__TASK BRIEF__. All records should be reproduced verbatim.

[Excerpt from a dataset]
↓↓↓

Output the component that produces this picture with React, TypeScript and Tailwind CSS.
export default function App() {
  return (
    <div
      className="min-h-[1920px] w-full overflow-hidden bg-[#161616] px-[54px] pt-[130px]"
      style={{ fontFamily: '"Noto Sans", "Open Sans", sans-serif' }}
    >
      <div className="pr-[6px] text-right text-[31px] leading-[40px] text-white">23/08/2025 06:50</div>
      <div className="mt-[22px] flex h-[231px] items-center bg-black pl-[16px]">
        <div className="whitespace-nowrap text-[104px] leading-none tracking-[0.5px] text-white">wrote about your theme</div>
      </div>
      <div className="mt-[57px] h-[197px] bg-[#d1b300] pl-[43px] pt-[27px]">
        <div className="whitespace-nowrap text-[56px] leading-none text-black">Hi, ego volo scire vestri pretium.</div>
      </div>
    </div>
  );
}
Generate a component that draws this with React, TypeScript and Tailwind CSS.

↑↑↑

__FULL RESPONSE__.
Output the component that produces this picture with React, TypeScript and Tailwind CSS.
export default function App() {
  return (
    <div
      className="min-h-[1920px] w-full overflow-hidden bg-[#161616] px-[54px] pt-[130px]"
      style={{ fontFamily: '"Noto Sans", "Open Sans", sans-serif' }}
    >
      <div className="pr-[6px] text-right text-[31px] leading-[40px] text-white">23/08/2025 06:50</div>
      <div className="mt-[22px] flex h-[231px] items-center bg-black pl-[16px]">
        <div className="whitespace-nowrap text-[104px] leading-none tracking-[0.5px] text-white">wrote about your theme</div>
      </div>
      <div className="mt-[57px] h-[197px] bg-[#d1b300] pl-[43px] pt-[27px]">
        <div className="whitespace-nowrap text-[56px] leading-none text-black">Hi, ego volo scire vestri pretium.</div>
      </div>
    </div>
  );
}
Generate a component that draws this with React, TypeScript and Tailwind CSS.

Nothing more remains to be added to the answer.